A SIDE letter to the US Free Trade Agreement signed by then-trade minister Mark Vaile in 2004 is the genesis of the angst felt by the meat industry over the importation of beef products from countries that have had BSE, or mad cow disease, independent member for New England Tony Windsor has said.
Mr Windsor said the BSE side letter to the Australia-United States Free Trade Agreement committed Australia and the US to co-operate in international forums. The intention was to secure science-based standards for food safety and animal health-related BSE risks. In May 2007, the OIE removed the BSE-free category of countries, and replaced it with a BSE negligible risk – which Australia is in – and a BSE controlled risk category, which the US is in.
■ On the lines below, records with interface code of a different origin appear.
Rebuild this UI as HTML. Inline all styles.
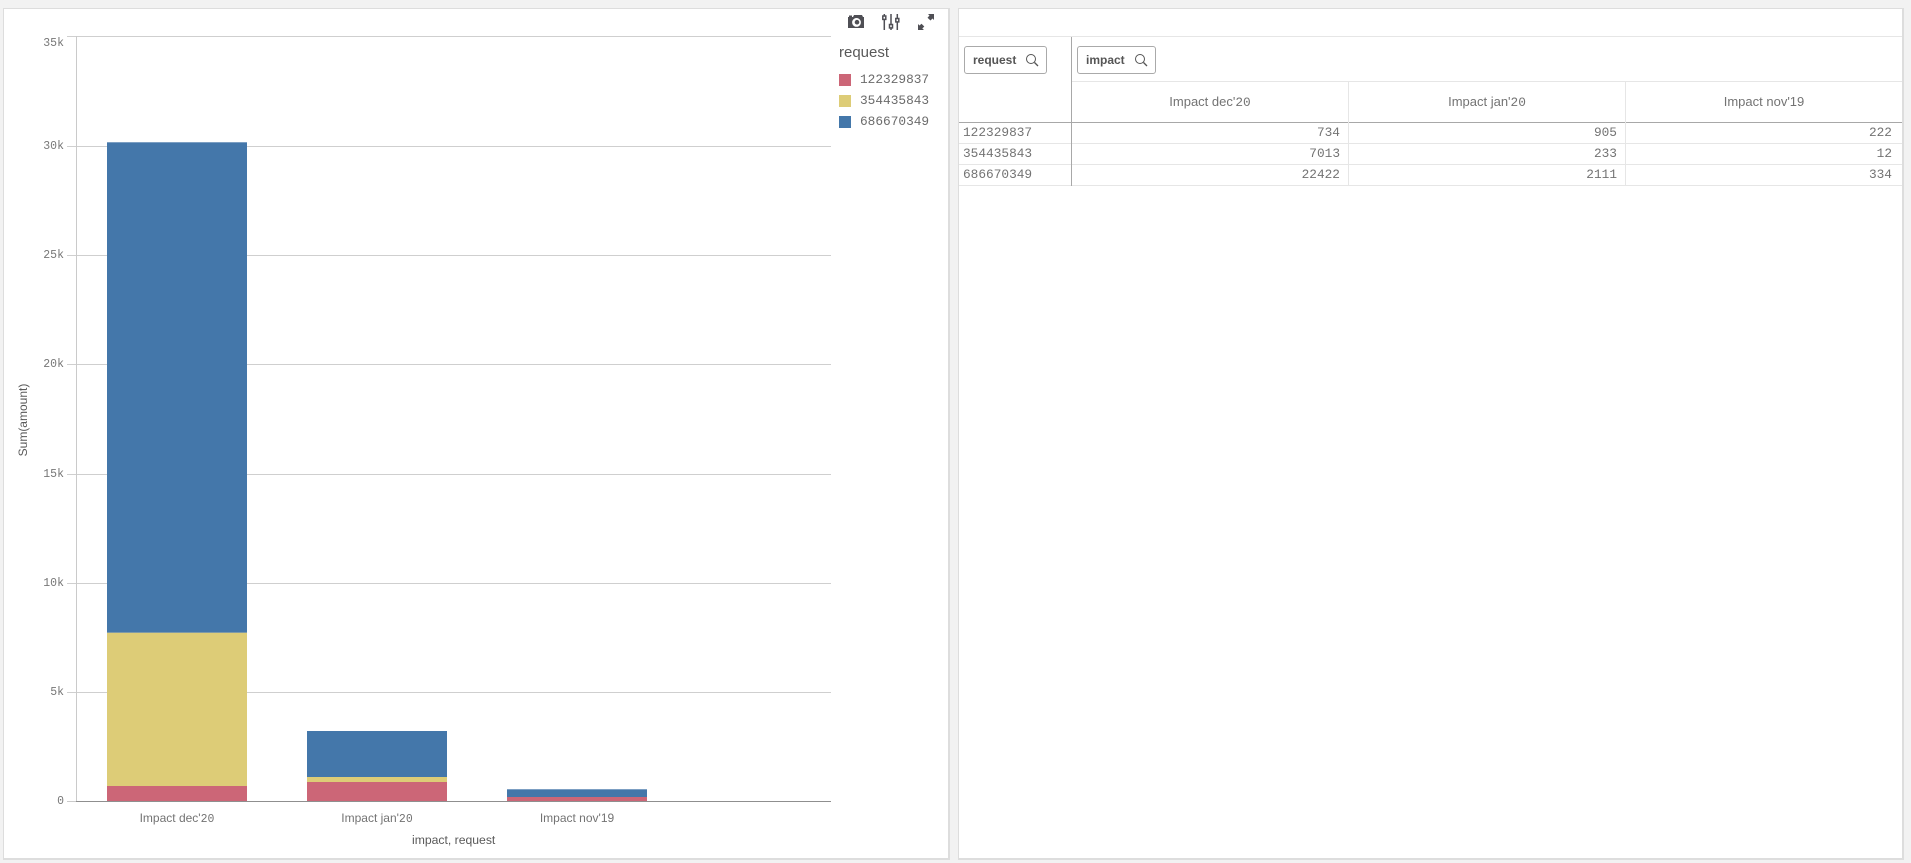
<!DOCTYPE html>
<html><head><meta charset="utf-8"><style>
html,body{margin:0;padding:0;width:1911px;height:863px;overflow:hidden;background:#f2f2f2}
body{position:relative;font-family:"Liberation Sans",sans-serif;color:#595959}
div{position:absolute;box-sizing:border-box}
.t{white-space:nowrap;line-height:16px;height:16px}
.m{font-family:"Liberation Mono",monospace}
.g{left:67px;width:764px;height:1px;background:#cfcfcf}
.yl{left:20px;width:44px;text-align:right;font-family:"Liberation Mono",monospace;font-size:11.5px;color:#777}
.xl{font-size:12px;color:#737373;text-align:center;width:140px;top:810px}
.xl span{font-family:"Liberation Mono",monospace;font-size:11.5px}
.l{height:1px;background:#e6e6e6}
.v{width:1px;background:#e6e6e6;top:81px;height:104px}
.c{font-family:"Liberation Mono",monospace;font-size:12.8px;color:#737373;text-align:right;width:200px}
.h{font-size:13px;color:#737373;text-align:center;top:94px;width:276px}
.h span{font-family:"Liberation Mono",monospace;font-size:12.8px}
.s{left:839px;width:12px;height:12px}
.lg{left:860px;font-family:"Liberation Mono",monospace;font-size:12.8px;color:#6b6b6b}
.b{height:28px;top:46px;border:1px solid #aaa;border-radius:3px;background:#fff}
.b b{position:absolute;left:8px;top:5px;font-size:12px;line-height:16px;color:#555}
</style></head><body>
<div style="left:3px;top:8px;width:947px;height:852px;background:#fff;border-left:1px solid #ddd;border-right:2px solid #ddd;border-bottom:2px solid #ddd;border-top:1px solid #ddd"></div>
<div style="left:958px;top:8px;width:946px;height:852px;background:#fff;border-left:1px solid #ddd;border-right:2px solid #ddd;border-bottom:2px solid #ddd;border-top:1px solid #ddd"></div>

<!-- chart -->
<div class="g" style="top:36px"></div>
<div class="g" style="top:146px"></div>
<div class="g" style="top:255px"></div>
<div class="g" style="top:364px"></div>
<div class="g" style="top:474px"></div>
<div class="g" style="top:583px"></div>
<div class="g" style="top:692px"></div>
<div style="left:76px;top:36px;width:1px;height:765px;background:#cacaca"></div>
<div style="left:67px;top:801px;width:9px;height:1px;background:#cacaca"></div>
<div style="left:76px;top:801px;width:755px;height:1px;background:#8f8f8f"></div>

<div style="left:107px;top:142px;width:140px;height:491px;background:#4477aa"></div>
<div style="left:107px;top:142px;width:140px;height:1px;background:#7c9fc3"></div>
<div style="left:107px;top:632px;width:140px;height:1px;background:#7f9aa6"></div>
<div style="left:107px;top:633px;width:140px;height:153px;background:#ddcc77"></div>
<div style="left:107px;top:786px;width:140px;height:15px;background:#cc6677"></div>

<div style="left:307px;top:731px;width:140px;height:46px;background:#4477aa"></div>
<div style="left:307px;top:777px;width:140px;height:5px;background:#ddcc77"></div>
<div style="left:307px;top:782px;width:140px;height:19px;background:#cc6677"></div>

<div style="left:507px;top:789px;width:140px;height:8px;background:#4477aa"></div>
<div style="left:507px;top:789px;width:140px;height:1px;background:#7c9fc3"></div>
<div style="left:507px;top:797px;width:140px;height:4px;background:#cc6677"></div>

<div class="t yl" style="top:36px">35k</div>
<div class="t yl" style="top:139px">30k</div>
<div class="t yl" style="top:248px">25k</div>
<div class="t yl" style="top:357px">20k</div>
<div class="t yl" style="top:467px">15k</div>
<div class="t yl" style="top:576px">10k</div>
<div class="t yl" style="top:685px">5k</div>
<div class="t yl" style="top:794px">0</div>

<div class="t xl" style="left:107px">Impact dec'<span>20</span></div>
<div class="t xl" style="left:307px">Impact jan'<span>20</span></div>
<div class="t xl" style="left:507px">Impact nov'19</div>
<div class="t" style="left:412px;top:832px;font-size:12.2px;color:#595959">impact, request</div>
<div class="t" style="left:-17px;top:412px;width:80px;text-align:center;font-size:12px;color:#595959;transform:rotate(-90deg)">Sum(amount)</div>

<!-- legend -->
<div class="t" style="left:839px;top:45px;font-size:15px;color:#595959">request</div>
<div class="s" style="top:74px;background:#cc6677"></div>
<div class="s" style="top:95px;background:#ddcc77"></div>
<div class="s" style="top:116px;background:#4477aa"></div>
<div class="t lg" style="top:72px">122329837</div>
<div class="t lg" style="top:93px">354435843</div>
<div class="t lg" style="top:114px">686670349</div>

<!-- toolbar icons -->
<svg style="position:absolute;left:846px;top:12px" width="20" height="18" viewBox="0 0 20 18"><path fill="#4f4f55" fill-rule="evenodd" d="M2 5h1V3.5h3V5h1l1-2h8l1 2h1v11H2z M10.5 6a4.4 4.4 0 1 0 .01 0z"/><circle cx="11" cy="10.2" r="2.3" fill="#4f4f55"/></svg>
<svg style="position:absolute;left:882px;top:13px" width="18" height="18" viewBox="0 0 18 18" fill="none" stroke="#4f4f55" stroke-width="1.5"><path d="M2.3 1v16M9 1v16M15.3 1v16"/><rect x="0.8" y="3" width="3" height="3.4" fill="#fff"/><rect x="7.5" y="11.5" width="3" height="3.4" fill="#fff"/><rect x="13.8" y="5.5" width="3" height="3.4" fill="#fff"/></svg>
<svg style="position:absolute;left:917px;top:13px" width="18" height="18" viewBox="0 0 18 18" fill="#4f4f55"><path d="M11 1h6v6l-1.5-1.5-2 2-3-2.8 2-2.2z M1 11l1.5 1.5 2-1.8 2.8 2.8-2 2 1.7 1.5H1z"/></svg>

<!-- table -->
<div class="l" style="left:959px;top:36px;width:943px"></div>
<div class="l" style="left:1072px;top:81px;width:830px"></div>
<div style="left:959px;top:122px;width:943px;height:1px;background:#a8a8a8"></div>
<div class="l" style="left:959px;top:143px;width:943px"></div>
<div class="l" style="left:959px;top:164px;width:943px"></div>
<div class="l" style="left:959px;top:185px;width:943px"></div>
<div style="left:1071px;top:37px;width:1px;height:149px;background:#a8a8a8"></div>
<div class="v" style="left:1348px"></div>
<div class="v" style="left:1625px"></div>

<div class="b" style="left:964px;width:83px"><b>request</b>
<svg style="position:absolute;left:60px;top:6px" width="14" height="14" viewBox="0 0 14 14" fill="none" stroke="#555" stroke-width="1"><circle cx="6" cy="6" r="4.5"/><path d="M9.5 9.5l3.5 3.5" stroke-width="1.3"/></svg></div>
<div class="b" style="left:1077px;width:79px"><b>impact</b>
<svg style="position:absolute;left:56px;top:6px" width="14" height="14" viewBox="0 0 14 14" fill="none" stroke="#555" stroke-width="1"><circle cx="6" cy="6" r="4.5"/><path d="M9.5 9.5l3.5 3.5" stroke-width="1.3"/></svg></div>

<div class="t h" style="left:1072px">Impact dec'<span>20</span></div>
<div class="t h" style="left:1349px">Impact jan'<span>20</span></div>
<div class="t h" style="left:1626px">Impact nov'19</div>

<div class="t c" style="left:963px;top:125px;text-align:left">122329837</div>
<div class="t c" style="left:963px;top:146px;text-align:left">354435843</div>
<div class="t c" style="left:963px;top:167px;text-align:left">686670349</div>
<div class="t c" style="left:1140px;top:125px">734</div>
<div class="t c" style="left:1140px;top:146px">7013</div>
<div class="t c" style="left:1140px;top:167px">22422</div>
<div class="t c" style="left:1417px;top:125px">905</div>
<div class="t c" style="left:1417px;top:146px">233</div>
<div class="t c" style="left:1417px;top:167px">2111</div>
<div class="t c" style="left:1692px;top:125px">222</div>
<div class="t c" style="left:1692px;top:146px">12</div>
<div class="t c" style="left:1692px;top:167px">334</div>
</body></html>
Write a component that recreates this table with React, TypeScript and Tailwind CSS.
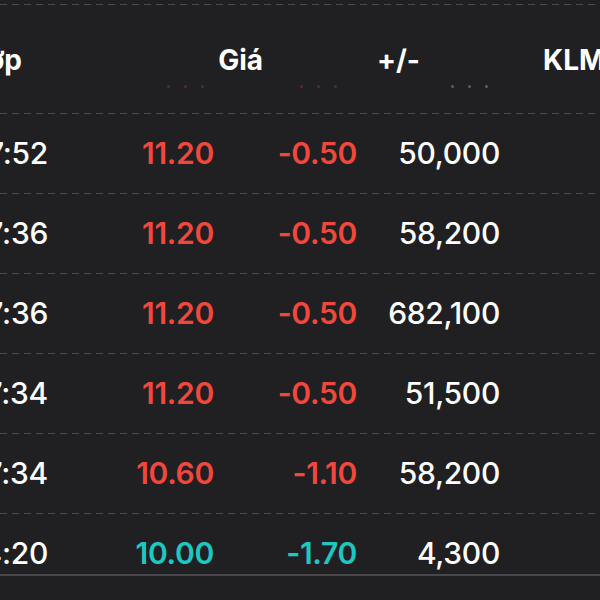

On May 28, 2007, Mr Windsor asked, in writing, then-trade minister Warren Truss: “Will the minister give the Australian beef industry an assurance that US beef will not be imported into Australia, whilst the US has BSE cases and Australia has none?”
Mr Truss replied: “Australia has the sovereign right to set its own food safety standards, including for BSE. Under Australia’s policy for the safety of imported food, imports of beef and beef products, produced on or after the date a country reports an indigenous case of BSE, are
prohibited.”
Mr Windsor said he believed this was still the case, but wanted Government confirmation.